* Start *

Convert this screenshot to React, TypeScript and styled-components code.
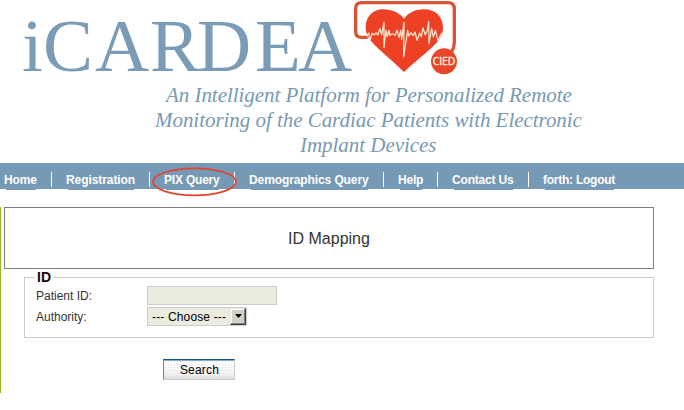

* End *
* Start *

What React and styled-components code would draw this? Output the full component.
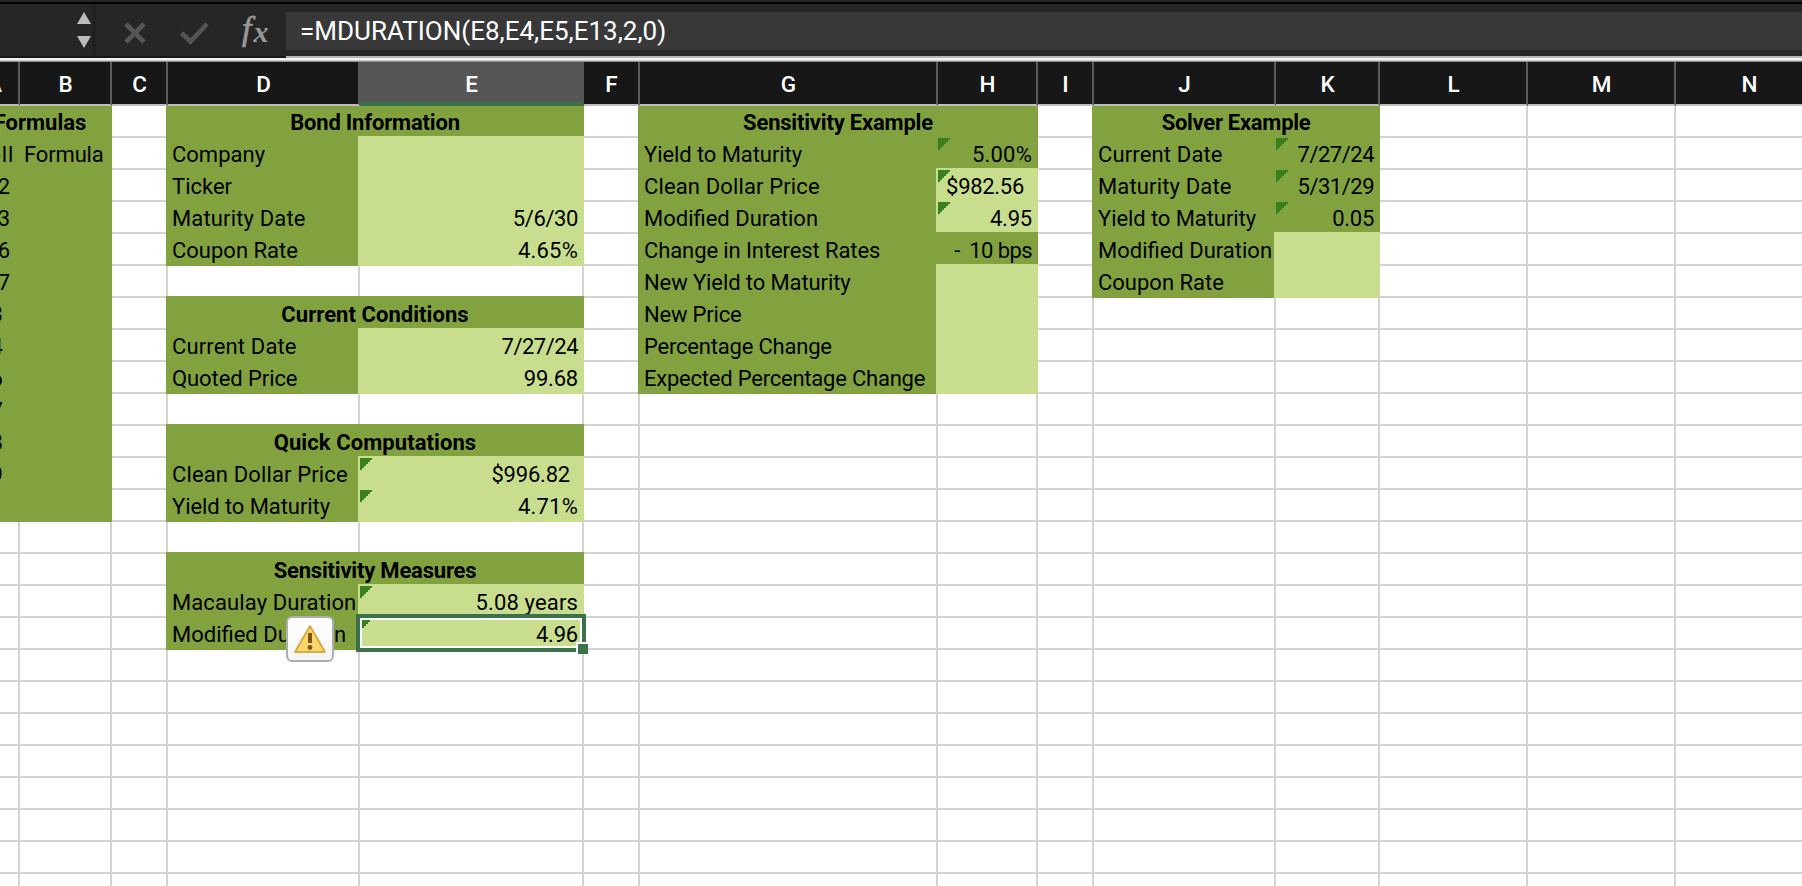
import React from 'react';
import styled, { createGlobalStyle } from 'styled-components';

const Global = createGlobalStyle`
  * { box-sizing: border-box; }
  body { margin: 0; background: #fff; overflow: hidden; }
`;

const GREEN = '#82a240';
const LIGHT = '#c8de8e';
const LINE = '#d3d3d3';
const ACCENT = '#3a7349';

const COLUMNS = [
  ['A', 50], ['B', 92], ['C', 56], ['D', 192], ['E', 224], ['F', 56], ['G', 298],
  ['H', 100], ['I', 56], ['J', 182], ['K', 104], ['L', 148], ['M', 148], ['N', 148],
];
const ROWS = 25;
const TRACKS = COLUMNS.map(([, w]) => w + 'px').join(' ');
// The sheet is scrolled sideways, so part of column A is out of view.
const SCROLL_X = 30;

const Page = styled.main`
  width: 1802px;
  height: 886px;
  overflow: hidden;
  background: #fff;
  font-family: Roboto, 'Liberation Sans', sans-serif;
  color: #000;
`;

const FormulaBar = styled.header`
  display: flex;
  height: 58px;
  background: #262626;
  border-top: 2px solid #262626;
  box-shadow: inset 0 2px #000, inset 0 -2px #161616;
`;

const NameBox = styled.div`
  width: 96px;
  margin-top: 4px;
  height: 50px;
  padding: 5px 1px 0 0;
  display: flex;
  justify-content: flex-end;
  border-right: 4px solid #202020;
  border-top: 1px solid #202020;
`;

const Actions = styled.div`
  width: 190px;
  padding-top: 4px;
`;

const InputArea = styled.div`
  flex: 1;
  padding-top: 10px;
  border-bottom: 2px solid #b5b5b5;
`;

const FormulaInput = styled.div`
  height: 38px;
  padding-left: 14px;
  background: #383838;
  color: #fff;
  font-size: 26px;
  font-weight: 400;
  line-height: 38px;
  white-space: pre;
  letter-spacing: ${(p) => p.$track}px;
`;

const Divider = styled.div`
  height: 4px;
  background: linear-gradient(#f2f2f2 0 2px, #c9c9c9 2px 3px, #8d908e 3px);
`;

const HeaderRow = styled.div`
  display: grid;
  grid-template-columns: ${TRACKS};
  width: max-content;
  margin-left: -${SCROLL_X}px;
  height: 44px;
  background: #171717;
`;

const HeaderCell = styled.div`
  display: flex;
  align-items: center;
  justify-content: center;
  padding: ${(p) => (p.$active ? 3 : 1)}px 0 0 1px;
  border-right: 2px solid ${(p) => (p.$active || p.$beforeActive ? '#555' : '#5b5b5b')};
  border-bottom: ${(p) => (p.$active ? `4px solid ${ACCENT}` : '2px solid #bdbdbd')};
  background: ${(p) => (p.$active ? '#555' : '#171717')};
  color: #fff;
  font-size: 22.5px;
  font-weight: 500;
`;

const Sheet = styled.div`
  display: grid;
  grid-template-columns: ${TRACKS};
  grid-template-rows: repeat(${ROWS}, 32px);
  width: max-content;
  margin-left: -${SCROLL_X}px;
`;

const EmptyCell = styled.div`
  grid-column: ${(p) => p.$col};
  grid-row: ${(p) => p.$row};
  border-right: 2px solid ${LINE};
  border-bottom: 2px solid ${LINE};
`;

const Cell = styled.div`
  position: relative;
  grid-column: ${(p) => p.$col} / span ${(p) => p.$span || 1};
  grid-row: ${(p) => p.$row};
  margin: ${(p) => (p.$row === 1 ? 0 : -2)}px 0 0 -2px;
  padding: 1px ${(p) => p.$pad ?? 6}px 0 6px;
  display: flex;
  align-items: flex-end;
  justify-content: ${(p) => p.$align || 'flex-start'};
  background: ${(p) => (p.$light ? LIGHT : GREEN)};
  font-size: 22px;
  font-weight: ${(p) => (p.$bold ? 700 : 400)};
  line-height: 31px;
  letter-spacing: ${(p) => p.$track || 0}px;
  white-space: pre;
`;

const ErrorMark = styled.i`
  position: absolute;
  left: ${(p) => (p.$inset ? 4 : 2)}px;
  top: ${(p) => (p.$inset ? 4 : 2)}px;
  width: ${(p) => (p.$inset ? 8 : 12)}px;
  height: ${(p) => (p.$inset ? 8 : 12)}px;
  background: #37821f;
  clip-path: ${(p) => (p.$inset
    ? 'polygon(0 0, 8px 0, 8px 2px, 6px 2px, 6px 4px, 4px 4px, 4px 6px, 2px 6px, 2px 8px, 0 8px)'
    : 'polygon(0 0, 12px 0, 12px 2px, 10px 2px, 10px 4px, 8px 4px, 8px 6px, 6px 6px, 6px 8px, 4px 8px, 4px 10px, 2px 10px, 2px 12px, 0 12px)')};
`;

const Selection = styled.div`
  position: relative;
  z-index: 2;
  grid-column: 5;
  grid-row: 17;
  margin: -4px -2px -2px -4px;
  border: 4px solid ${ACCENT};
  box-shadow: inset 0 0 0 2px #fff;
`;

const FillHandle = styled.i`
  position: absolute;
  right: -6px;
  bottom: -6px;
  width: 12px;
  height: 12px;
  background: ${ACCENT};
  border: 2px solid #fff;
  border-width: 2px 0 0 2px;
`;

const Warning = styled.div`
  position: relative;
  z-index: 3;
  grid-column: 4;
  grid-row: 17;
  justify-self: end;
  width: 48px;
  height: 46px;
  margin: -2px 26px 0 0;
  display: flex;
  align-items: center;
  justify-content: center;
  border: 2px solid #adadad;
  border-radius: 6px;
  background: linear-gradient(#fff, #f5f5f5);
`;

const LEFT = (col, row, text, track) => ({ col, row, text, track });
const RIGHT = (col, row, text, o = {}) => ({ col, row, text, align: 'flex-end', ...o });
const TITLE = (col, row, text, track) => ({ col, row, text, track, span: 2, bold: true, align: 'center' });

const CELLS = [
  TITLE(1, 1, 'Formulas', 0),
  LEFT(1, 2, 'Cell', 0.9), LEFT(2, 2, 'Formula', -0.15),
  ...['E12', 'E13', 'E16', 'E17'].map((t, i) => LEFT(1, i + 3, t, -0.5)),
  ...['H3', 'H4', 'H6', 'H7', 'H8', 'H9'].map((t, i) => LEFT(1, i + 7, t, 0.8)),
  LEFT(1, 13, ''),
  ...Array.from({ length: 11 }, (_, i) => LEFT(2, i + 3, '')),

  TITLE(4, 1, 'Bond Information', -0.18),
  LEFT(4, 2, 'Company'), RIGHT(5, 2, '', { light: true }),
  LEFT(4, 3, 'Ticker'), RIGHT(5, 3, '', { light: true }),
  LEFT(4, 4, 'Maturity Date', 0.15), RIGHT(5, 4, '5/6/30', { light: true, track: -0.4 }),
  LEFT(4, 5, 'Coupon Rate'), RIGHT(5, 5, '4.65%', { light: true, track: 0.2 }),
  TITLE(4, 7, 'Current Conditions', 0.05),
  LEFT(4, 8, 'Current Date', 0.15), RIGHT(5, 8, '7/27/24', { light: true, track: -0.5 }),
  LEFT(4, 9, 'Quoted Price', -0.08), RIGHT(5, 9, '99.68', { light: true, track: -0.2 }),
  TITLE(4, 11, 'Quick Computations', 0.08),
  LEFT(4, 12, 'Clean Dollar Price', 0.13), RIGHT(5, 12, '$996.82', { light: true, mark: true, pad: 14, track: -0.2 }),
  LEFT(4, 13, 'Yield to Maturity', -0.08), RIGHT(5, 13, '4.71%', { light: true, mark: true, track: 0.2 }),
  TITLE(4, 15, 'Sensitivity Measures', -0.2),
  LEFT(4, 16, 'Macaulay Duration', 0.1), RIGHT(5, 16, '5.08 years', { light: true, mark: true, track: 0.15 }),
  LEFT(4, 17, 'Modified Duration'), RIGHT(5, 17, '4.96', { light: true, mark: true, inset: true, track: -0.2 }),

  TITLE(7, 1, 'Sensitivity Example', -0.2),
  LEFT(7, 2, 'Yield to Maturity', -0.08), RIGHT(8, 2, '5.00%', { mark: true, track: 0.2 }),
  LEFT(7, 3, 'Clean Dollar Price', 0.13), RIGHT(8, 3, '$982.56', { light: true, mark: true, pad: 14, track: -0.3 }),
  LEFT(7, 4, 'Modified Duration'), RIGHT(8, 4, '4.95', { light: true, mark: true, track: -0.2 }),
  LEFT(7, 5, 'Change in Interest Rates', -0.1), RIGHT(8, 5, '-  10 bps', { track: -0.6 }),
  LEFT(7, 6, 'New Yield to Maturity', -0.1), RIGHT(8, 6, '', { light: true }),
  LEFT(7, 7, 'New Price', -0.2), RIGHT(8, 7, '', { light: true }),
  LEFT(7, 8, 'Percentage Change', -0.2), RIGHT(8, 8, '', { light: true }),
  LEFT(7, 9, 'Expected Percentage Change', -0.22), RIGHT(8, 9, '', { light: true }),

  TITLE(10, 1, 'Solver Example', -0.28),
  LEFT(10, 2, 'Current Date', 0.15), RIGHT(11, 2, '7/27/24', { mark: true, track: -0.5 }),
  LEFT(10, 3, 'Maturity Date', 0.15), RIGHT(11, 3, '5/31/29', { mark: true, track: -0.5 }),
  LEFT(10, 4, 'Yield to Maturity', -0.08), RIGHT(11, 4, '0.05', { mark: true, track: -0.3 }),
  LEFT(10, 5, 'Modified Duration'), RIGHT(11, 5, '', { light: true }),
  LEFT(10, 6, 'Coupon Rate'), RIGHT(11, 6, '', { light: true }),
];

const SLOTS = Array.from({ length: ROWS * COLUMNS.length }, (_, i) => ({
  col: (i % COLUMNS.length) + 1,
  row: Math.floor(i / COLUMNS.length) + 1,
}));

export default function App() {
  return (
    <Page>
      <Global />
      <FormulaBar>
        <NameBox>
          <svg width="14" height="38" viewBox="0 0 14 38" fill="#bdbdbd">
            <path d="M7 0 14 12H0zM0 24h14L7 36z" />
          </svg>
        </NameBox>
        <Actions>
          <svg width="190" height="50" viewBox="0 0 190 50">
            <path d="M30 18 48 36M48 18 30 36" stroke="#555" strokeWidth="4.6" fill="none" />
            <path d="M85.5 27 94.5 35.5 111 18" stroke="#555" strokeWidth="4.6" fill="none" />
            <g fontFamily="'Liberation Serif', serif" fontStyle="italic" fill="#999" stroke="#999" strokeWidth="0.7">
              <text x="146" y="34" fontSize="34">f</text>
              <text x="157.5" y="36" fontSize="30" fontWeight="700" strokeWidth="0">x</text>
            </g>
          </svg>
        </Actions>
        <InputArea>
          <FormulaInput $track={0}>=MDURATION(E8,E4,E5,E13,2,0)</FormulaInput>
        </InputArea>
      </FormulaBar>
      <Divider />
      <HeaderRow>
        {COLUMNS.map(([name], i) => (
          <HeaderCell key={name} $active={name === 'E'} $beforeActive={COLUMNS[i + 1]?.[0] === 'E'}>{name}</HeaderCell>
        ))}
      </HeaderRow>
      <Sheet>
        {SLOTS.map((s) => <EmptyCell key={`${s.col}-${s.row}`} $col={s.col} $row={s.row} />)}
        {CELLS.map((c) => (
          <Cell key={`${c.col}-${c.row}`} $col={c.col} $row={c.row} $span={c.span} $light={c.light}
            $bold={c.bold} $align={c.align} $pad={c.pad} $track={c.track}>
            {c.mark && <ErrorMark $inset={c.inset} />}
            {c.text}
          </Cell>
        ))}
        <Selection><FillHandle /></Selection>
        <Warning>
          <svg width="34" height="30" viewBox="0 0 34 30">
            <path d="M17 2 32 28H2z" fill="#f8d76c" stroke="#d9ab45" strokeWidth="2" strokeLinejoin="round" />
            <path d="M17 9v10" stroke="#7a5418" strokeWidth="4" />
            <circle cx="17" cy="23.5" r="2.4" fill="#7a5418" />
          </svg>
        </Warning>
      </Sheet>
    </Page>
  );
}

* End *

Prompt: Locate all lines that include the word "this" and copy them out.

Output of the exercise:
Convert this screenshot to React, TypeScript and styled-components code.
What React and styled-components code would draw this? Output the full component.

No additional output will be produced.